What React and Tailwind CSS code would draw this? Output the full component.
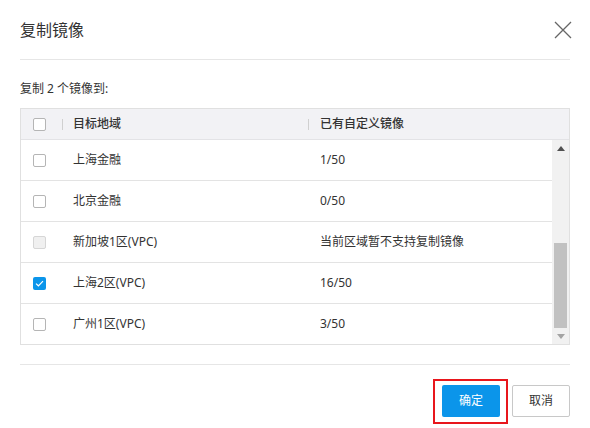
import React from "react";

const rows = [
  { name: "上海金融", count: "1/50", state: "off" },
  { name: "北京金融", count: "0/50", state: "off" },
  { name: "新加坡1区(VPC)", count: "当前区域暂不支持复制镜像", state: "disabled" },
  { name: "上海2区(VPC)", count: "16/50", state: "on" },
  { name: "广州1区(VPC)", count: "3/50", state: "off" },
];

function Checkbox({ state }) {
  if (state === "on") {
    return (
      <span className="w-[13px] h-[13px] rounded-[2px] bg-[#0b95ea] flex items-center justify-center">
        <svg width="9" height="7" viewBox="0 0 9 7">
          <path d="M1 3.6 L3.4 5.8 L8 1.2" fill="none" stroke="#fff" strokeWidth="1.2" />
        </svg>
      </span>
    );
  }
  if (state === "disabled") {
    return <span className="w-[13px] h-[13px] rounded-[2px] border border-[#d6d6d6] bg-[#f0f0f0]" />;
  }
  return <span className="w-[13px] h-[13px] rounded-[2px] border border-[#b5b5b5] bg-white" />;
}

export default function App() {
  return (
    <div className="w-[590px] h-[428px] bg-white text-[#333] font-['Noto_Sans','Noto_Sans_CJK_SC',sans-serif] overflow-hidden">
      {/* Header */}
      <div className="mx-5 h-[60px] flex items-center justify-between border-b border-[#e6e6e6]">
        <h2 className="text-[16px] leading-[20px] text-[#333]">复制镜像</h2>
        <svg width="18" height="18" viewBox="0 0 18 18" className="mr-[-2px]">
          <path d="M1 1 L17 17 M17 1 L1 17" stroke="#666" strokeWidth="1.3" />
        </svg>
      </div>

      <p className="mx-5 mt-[21px] mb-[11px] text-[12px] leading-[16px]">复制 2 个镜像到:</p>

      {/* Table */}
      <div className="mx-5 border border-[#e0e0e0]">
        <div className="h-[31px] bg-[#f2f2f5] border-b border-[#e3e3e6] grid grid-cols-[41px_246px_1fr] items-center text-[12px] font-medium">
          <div className="pl-[12px] flex items-center">
            <Checkbox state="off" />
          </div>
          <div className="flex items-center">
            <span className="w-px h-[11px] bg-[#d0d0d0]" />
            <span className="pl-[10px]">目标地域</span>
          </div>
          <div className="flex items-center">
            <span className="w-px h-[11px] bg-[#d0d0d0]" />
            <span className="pl-[11px]">已有自定义镜像</span>
          </div>
        </div>

        <div className="flex">
          <div className="flex-1">
            {rows.map((r, i) => (
              <div
                key={r.name}
                className={
                  "grid grid-cols-[41px_246px_1fr] items-center text-[12px] " +
                  (i < rows.length - 1 ? "h-[41px] border-b border-[#e3e3e3]" : "h-[40px]")
                }
              >
                <div className="pl-[12px] flex items-center">
                  <Checkbox state={r.state} />
                </div>
                <div className="pl-[11px]">{r.name}</div>
                <div className="pl-[12px]">{r.count}</div>
              </div>
            ))}
          </div>

          {/* scrollbar */}
          <div className="w-[17px] bg-[#f1f1f1] flex flex-col">
            <div className="h-[17px] flex items-center justify-center">
              <svg width="8" height="5" viewBox="0 0 8 5">
                <path d="M0 5 L4 0 L8 5 Z" fill="#505050" />
              </svg>
            </div>
            <div className="flex-1 flex flex-col justify-end items-center">
              <div className="w-[13px] h-[85px] bg-[#c1c1c1]" />
            </div>
            <div className="h-[16px] flex items-center justify-center">
              <svg width="8" height="5" viewBox="0 0 8 5">
                <path d="M0 0 L8 0 L4 5 Z" fill="#a3a3a3" />
              </svg>
            </div>
          </div>
        </div>
      </div>

      {/* Footer */}
      <div className="mx-5 mt-[19px] border-t border-[#e6e6e6] pt-[14px] flex justify-end items-start gap-[4px]">
        <div className="border-2 border-[#e8161c] pl-[7px] pr-[6px] pt-[4px] pb-[5px]">
          <button className="w-[58px] h-[32px] rounded-[2px] bg-[#0b95ea] text-white text-[12px]">确定</button>
        </div>
        <button className="mt-[6px] w-[58px] h-[32px] rounded-[2px] border border-[#c8c8c8] bg-white text-[#333] text-[12px]">
          取消
        </button>
      </div>
    </div>
  );
}
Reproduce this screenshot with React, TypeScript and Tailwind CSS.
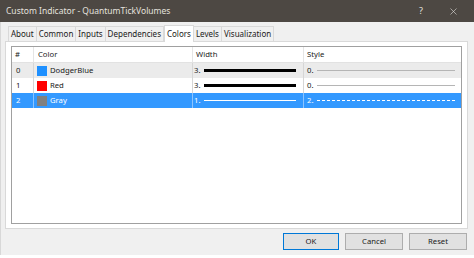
import { X } from 'lucide-react';

const tabs = ['About', 'Common', 'Inputs', 'Dependencies', 'Colors', 'Levels', 'Visualization'];

type Row = { id: number; color: string; swatch: string; width: number; style: number };

const rows: Row[] = [
  { id: 0, color: 'DodgerBlue', swatch: 'bg-[#1e90ff]', width: 3, style: 0 },
  { id: 1, color: 'Red', swatch: 'bg-[#ff0000]', width: 3, style: 0 },
  { id: 2, color: 'Gray', swatch: 'bg-[#808080]', width: 1, style: 2 },
];

export default function App() {
  const selected = 2;

  return (
    <div
      className="w-[474px] h-[258px] bg-white flex flex-col text-[7.7px] text-[#1a1a1a] overflow-hidden"
      style={{ fontFamily: '"Noto Sans", "Open Sans", sans-serif' }}
    >
      {/* Title bar */}
      <div className="h-[22px] bg-[#4d4843] flex items-center pl-[6px] text-[#e4e2df] text-[8.5px] shrink-0">
        <span className="flex-1">Custom Indicator - QuantumTickVolumes</span>
        <span className="w-[14px] text-center mr-[20px] text-[9px]">?</span>
        <X size={11} strokeWidth={1.3} className="mr-[15px]" />
      </div>

      <div className="h-[233px] bg-[#f0f0f0] flex flex-col pl-[4px] pr-[6px] border-l border-[#d8d8d8] shrink-0">
        {/* Tabs */}
        <div className="flex pl-[3px] pt-[4px] h-[19px] items-end shrink-0 text-[8px]">
          {tabs.map(t =>
            t === 'Colors' ? (
              <div
                key={t}
                className="h-[17px] px-[2px] bg-white border border-b-0 border-[#d9d9d9] -mb-px relative z-10 flex items-start pt-[1px] leading-[14px]"
              >
                {t}
              </div>
            ) : (
              <div
                key={t}
                className="h-[15px] px-[2px] bg-[#f0f0f0] border border-l-0 first:border-l border-b-0 border-[#d9d9d9] flex items-center leading-[14px]"
              >
                {t}
              </div>
            )
          )}
        </div>

        {/* Tab panel */}
        <div className="h-[188px] bg-white border border-[#d9d9d9] px-[5px] pt-[4px] shrink-0">
          <div className="h-[178px] border border-[#a0a0a0] bg-white">
            <div className="grid grid-cols-[22px_159px_111px_1fr] h-[16px] border-b border-[#e2e2e2] items-center">
              <div className="pl-[3px] h-full flex items-center border-r border-[#e5e5e5]">#</div>
              <div className="pl-[4px] h-full flex items-center border-r border-[#e5e5e5]">Color</div>
              <div className="pl-[3px] h-full flex items-center border-r border-[#e5e5e5]">Width</div>
              <div className="pl-[3px] h-full flex items-center">Style</div>
            </div>
            {rows.map(r => {
              const sel = r.id === selected;
              const bg = sel ? 'bg-[#3399ff] text-white' : r.id % 2 === 0 ? 'bg-[#ebebeb]' : 'bg-white';
              const sep = sel ? 'border-[#8cc4ff]' : 'border-[#d6d6d6]';
              return (
                <div key={r.id} className={`grid grid-cols-[22px_159px_111px_1fr] h-[15px] items-center ${bg}`}>
                  <div className={`pl-[4px] h-full flex items-center border-r ${sep}`}>{r.id}</div>
                  <div className={`pl-[3px] h-full flex items-center gap-[3px] border-r ${sep}`}>
                    <span className={`w-[10px] h-[10px] ${r.swatch}`} />
                    <span>{r.color}</span>
                  </div>
                  <div className={`pl-[1px] pr-[7px] h-full flex items-center gap-[5px] border-r ${sep}`}>
                    <span className="w-[5px]">{r.width}.</span>
                    <span
                      className={`flex-1 ${sel ? 'bg-white' : 'bg-black'}`}
                      style={{ height: r.width === 3 ? 3 : 1 }}
                    />
                  </div>
                  <div className="pl-[3px] pr-[6px] h-full flex items-center gap-[5px]">
                    <span className="w-[5px]">{r.style}.</span>
                    {r.style === 2 ? (
                      <span className="flex-1 border-t border-dashed border-white" />
                    ) : (
                      <span className="flex-1 h-px bg-[#b5b5b5]" />
                    )}
                  </div>
                </div>
              );
            })}
          </div>
        </div>

        {/* Buttons */}
        <div className="flex justify-end gap-[6px] pt-[4px] pr-[1px] shrink-0">
          <button className="w-[56px] h-[17px] bg-[#e1e1e1] border border-[#0078d7] text-[7.7px] leading-none">OK</button>
          <button className="w-[58px] h-[17px] bg-[#e1e1e1] border border-[#adadad] text-[7.7px] leading-none">Cancel</button>
          <button className="w-[58px] h-[17px] bg-[#e1e1e1] border border-[#adadad] text-[7.7px] leading-none">Reset</button>
        </div>
      </div>
    </div>
  );
}
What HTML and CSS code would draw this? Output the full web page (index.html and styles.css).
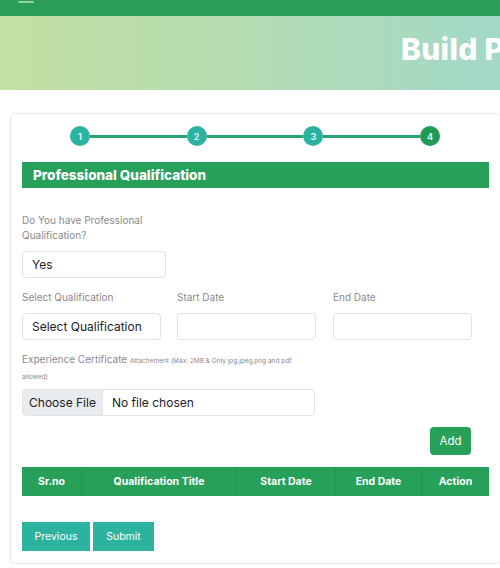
FILE: index.html
```html
<!DOCTYPE html>
<html lang="en">
    <head>
        <meta charset="UTF-8">
        <meta name="viewport" content="width=device-width, initial-scale=1.0">
        <title>Build Profile</title>
        <link rel="stylesheet" href="styles.css">
    </head>
    <body>
        <div class="topbar"><span class="menu-line"></span></div>
        <div class="hero">
            <h1>Build Profile</h1>
        </div>

        <div class="card">
            <div class="stepper">
                <span class="step">1</span>
                <span class="step-line"></span>
                <span class="step">2</span>
                <span class="step-line"></span>
                <span class="step">3</span>
                <span class="step-line"></span>
                <span class="step active">4</span>
            </div>

            <div class="section-title">Professional Qualification</div>

            <label class="field-label question">Do You have Professional Qualification?</label>
            <div class="box yes-box">Yes</div>

            <div class="row">
                <div class="col">
                    <label class="field-label">Select Qualification</label>
                    <div class="box">Select Qualification</div>
                </div>
                <div class="col">
                    <label class="field-label">Start Date</label>
                    <div class="box"></div>
                </div>
                <div class="col">
                    <label class="field-label">End Date</label>
                    <div class="box"></div>
                </div>
            </div>

            <label class="field-label cert-label">Experience Certificate <small>Attachement (Max: 2MB &amp; Only jpg,jpeg,png and pdf allowed)</small></label>
            <div class="file-box">
                <span class="file-btn">Choose File</span>
                <span class="file-name">No file chosen</span>
            </div>

            <div class="add-row">
                <button class="btn-add">Add</button>
            </div>

            <table class="qual-table">
                <thead>
                    <tr>
                        <th class="c1">Sr.no</th>
                        <th class="c2">Qualification Title</th>
                        <th class="c3">Start Date</th>
                        <th class="c4">End Date</th>
                        <th class="c5">Action</th>
                    </tr>
                </thead>
            </table>

            <div class="nav-buttons">
                <button class="btn-teal prev">Previous</button>
                <button class="btn-teal submit">Submit</button>
            </div>
        </div>
    </body>
</html>
```

FILE: styles.css
```css
body {
    margin: 0;
    font-family: Inter, "Noto Sans", sans-serif;
    background-color: #ffffff;
    overflow: hidden;
    width: 500px;
}

.topbar {
    height: 16px;
    background-color: #2a9d58;
    position: relative;
}

.menu-line {
    position: absolute;
    left: 18px;
    top: 1px;
    width: 16px;
    height: 2px;
    border-radius: 1px;
    background-color: #8fd3a8;
}

.hero {
    height: 74px;
    background: linear-gradient(90deg, #c3e0a3 0%, #b5dcb0 45%, #a3d9c8 100%);
    overflow: hidden;
}

.hero h1 {
    margin: 0;
    padding: 15px 0 0 401px;
    white-space: nowrap;
    color: #ffffff;
    font-size: 30px;
    font-weight: 800;
    letter-spacing: 0.3px;
}

.card {
    margin: 23px 0 0 10px;
    width: 467px;
    padding: 12px 11px 12px 11px;
    border: 1px solid #e8e8e8;
    border-radius: 5px;
    box-shadow: 0 1px 4px rgba(0, 0, 0, 0.06);
}

.stepper {
    display: flex;
    align-items: center;
    margin-left: 48px;
    width: 370px;
}

.step {
    width: 20px;
    height: 20px;
    border-radius: 50%;
    background-color: #2bb39f;
    color: #d9f3ee;
    font-size: 9px;
    font-weight: 700;
    display: flex;
    align-items: center;
    justify-content: center;
    flex-shrink: 0;
}

.step.active {
    background-color: #219a55;
}

.step-line {
    flex: 1;
    height: 3px;
    background-color: #27a472;
}

.section-title {
    margin-top: 16px;
    height: 26px;
    line-height: 26px;
    background-color: #27a05a;
    color: #ffffff;
    font-size: 13.5px;
    font-weight: 800;
    padding-left: 11px;
}

.field-label {
    display: block;
    font-size: 10px;
    line-height: 15px;
    color: #8a8a8a;
}

.question {
    margin-top: 25px;
    width: 140px;
}

.box {
    height: 25px;
    border: 1px solid #e2e2e2;
    border-radius: 4px;
    font-size: 12px;
    line-height: 25px;
    padding-left: 9px;
    color: #222;
    box-sizing: content-box;
}

.yes-box {
    margin-top: 8px;
    width: 133px;
}

.row {
    display: grid;
    grid-template-columns: 155px 156px 156px;
    margin-top: 12px;
}

.row .field-label {
    margin-bottom: 8px;
}

.row .box {
    width: 128px;
}

.cert-label {
    margin-top: 11px;
    line-height: 16px;
    width: 282px;
}

.cert-label small {
    font-size: 6.5px;
    line-height: 10px;
}

.file-box {
    margin-top: 6px;
    width: 291px;
    height: 25px;
    border: 1px solid #e2e2e2;
    border-radius: 4px;
    display: flex;
    overflow: hidden;
    font-size: 12px;
    color: #222;
}

.file-btn {
    width: 79px;
    background-color: #e9ecef;
    border-right: 1px solid #e2e2e2;
    text-align: center;
    line-height: 25px;
}

.file-name {
    padding-left: 9px;
    line-height: 25px;
}

.add-row {
    display: flex;
    justify-content: flex-end;
    padding-right: 18px;
    margin-top: 11px;
}

.btn-add {
    width: 41px;
    height: 28px;
    border: none;
    border-radius: 4px;
    background-color: #27a05a;
    color: #ffffff;
    font-family: inherit;
    font-size: 11.5px;
    padding: 0;
}

.qual-table {
    margin-top: 12px;
    width: 467px;
    border-collapse: collapse;
}

.qual-table th {
    height: 29px;
    padding: 0;
    background-color: #27a05a;
    color: #ffffff;
    font-size: 10.5px;
    font-weight: 700;
    text-align: center;
    border-right: 1px solid #239352;
}

.qual-table th:last-child {
    border-right: none;
}

.c1 { width: 59px; }
.c2 { width: 154px; }
.c3 { width: 98px; }
.c4 { width: 85px; }

.nav-buttons {
    display: flex;
    gap: 3px;
    margin-top: 26px;
}

.btn-teal {
    height: 29px;
    border: none;
    background-color: #2bb3a0;
    color: #ffffff;
    font-family: inherit;
    font-size: 10.5px;
    padding: 0;
}

.prev { width: 68px; }
.submit { width: 61px; }
```
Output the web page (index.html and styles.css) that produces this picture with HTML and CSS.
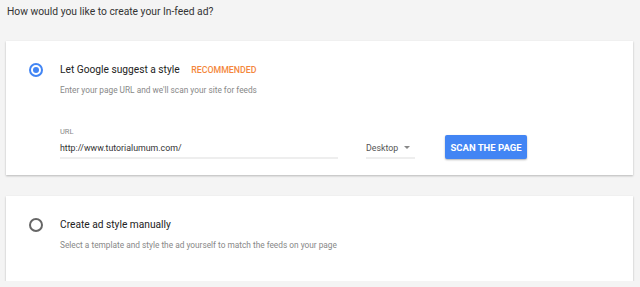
FILE: index.html
```html
<!DOCTYPE html>
<html lang="en">
<head>
    <meta charset="UTF-8">
    <meta name="viewport" content="width=device-width, initial-scale=1.0">
    <title>In-feed ad</title>
    <link rel="stylesheet" href="styles.css">
</head>
<body>
    <h1 class="question">How would you like to create your In-feed ad?</h1>

    <div class="card card-suggest">
        <div class="option">
            <span class="radio checked"></span>
            <div class="option-body">
                <div class="option-title">Let Google suggest a style <span class="badge">RECOMMENDED</span></div>
                <div class="option-desc">Enter your page URL and we'll scan your site for feeds</div>
                <div class="scan-row">
                    <div class="field url-field">
                        <label class="field-label">URL</label>
                        <div class="field-value">http://www.tutorialumum.com/</div>
                    </div>
                    <div class="field device-field">
                        <div class="field-value">Desktop <span class="caret"></span></div>
                    </div>
                    <button class="scan-btn">SCAN THE PAGE</button>
                </div>
            </div>
        </div>
    </div>

    <div class="card card-manual">
        <div class="option">
            <span class="radio"></span>
            <div class="option-body">
                <div class="option-title">Create ad style manually</div>
                <div class="option-desc">Select a template and style the ad yourself to match the feeds on your page</div>
            </div>
        </div>
    </div>
</body>
</html>
```

FILE: styles.css
```css
body {
    font-family: Roboto, "Liberation Sans", Arial, sans-serif;
    background-color: #f4f4f4;
    margin: 0;
    padding: 0 7px 0 6px;
    color: #333;
}
.question {
    font-size: 10.3px;
    font-weight: 400;
    margin: 0;
    padding: 5px 0 0 1px;
    height: 36px;
    box-sizing: border-box;
    line-height: 14px;
    color: #333;
}
.card {
    background: white;
    box-shadow: 0 1px 2px rgba(0, 0, 0, 0.25);
}
.card-suggest {
    height: 134px;
    margin-top: 5px;
    margin-bottom: 21px;
}
.card-manual {
    height: 85px;
}
.option {
    display: flex;
    padding: 22px 0 0 23px;
}
.radio {
    width: 10px;
    height: 10px;
    border: 2px solid #666;
    border-radius: 50%;
    margin: 0 17px 0 0;
    flex-shrink: 0;
    position: relative;
}
.radio.checked {
    border-color: #4285f4;
}
.radio.checked::after {
    content: "";
    position: absolute;
    left: 2px;
    top: 2px;
    width: 6px;
    height: 6px;
    border-radius: 50%;
    background: #4285f4;
}
.option-body {
    flex: 1;
}
.option-title {
    font-size: 10.2px;
    line-height: 14px;
    color: #222;
}
.badge {
    font-size: 8.8px;
    font-weight: 500;
    color: #f4873c;
    margin-left: 9px;
}
.option-desc {
    font-size: 8.3px;
    line-height: 12px;
    color: #888;
    margin-top: 7px;
}
.scan-row {
    display: flex;
    align-items: flex-end;
    margin-top: 31px;
}
.field {
    border-bottom: 2px solid #eee;
}
.url-field {
    width: 278px;
    margin-right: 28px;
}
.device-field {
    width: 49px;
    margin-right: 30px;
}
.field-label {
    display: block;
    font-size: 7.5px;
    color: #888;
    line-height: 10px;
    margin-bottom: 5px;
}
.field-value {
    font-size: 8.8px;
    line-height: 12px;
    color: #333;
    padding-bottom: 3px;
    white-space: nowrap;
}
.device-field .field-value {
    color: #555;
}
.caret {
    display: inline-block;
    width: 0;
    height: 0;
    border-left: 3.5px solid transparent;
    border-right: 3.5px solid transparent;
    border-top: 3.5px solid #888;
    margin-left: 4px;
    vertical-align: 2px;
}
.scan-btn {
    width: 82px;
    height: 24px;
    border: none;
    border-radius: 2px;
    background: #4285f4;
    color: white;
    font-family: inherit;
    font-size: 9.5px;
    font-weight: 700;
    box-shadow: 0 1px 2px rgba(0, 0, 0, 0.3);
    padding: 0;
    margin-bottom: 0;
}
```
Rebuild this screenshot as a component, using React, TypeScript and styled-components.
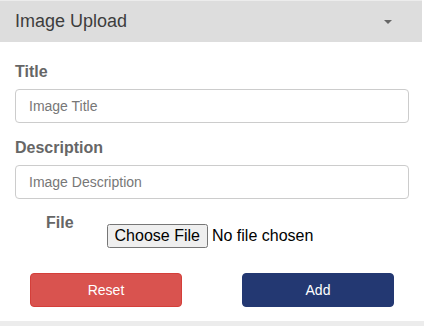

:: WHAT THE TASK ASKS ::
Extract all lines from the material above that include the word "component".

:: PROBLEM SOLUTION ::
What React and Tailwind CSS code would draw this? Output the full component.
Rebuild this screenshot as a component, using React, TypeScript and styled-components.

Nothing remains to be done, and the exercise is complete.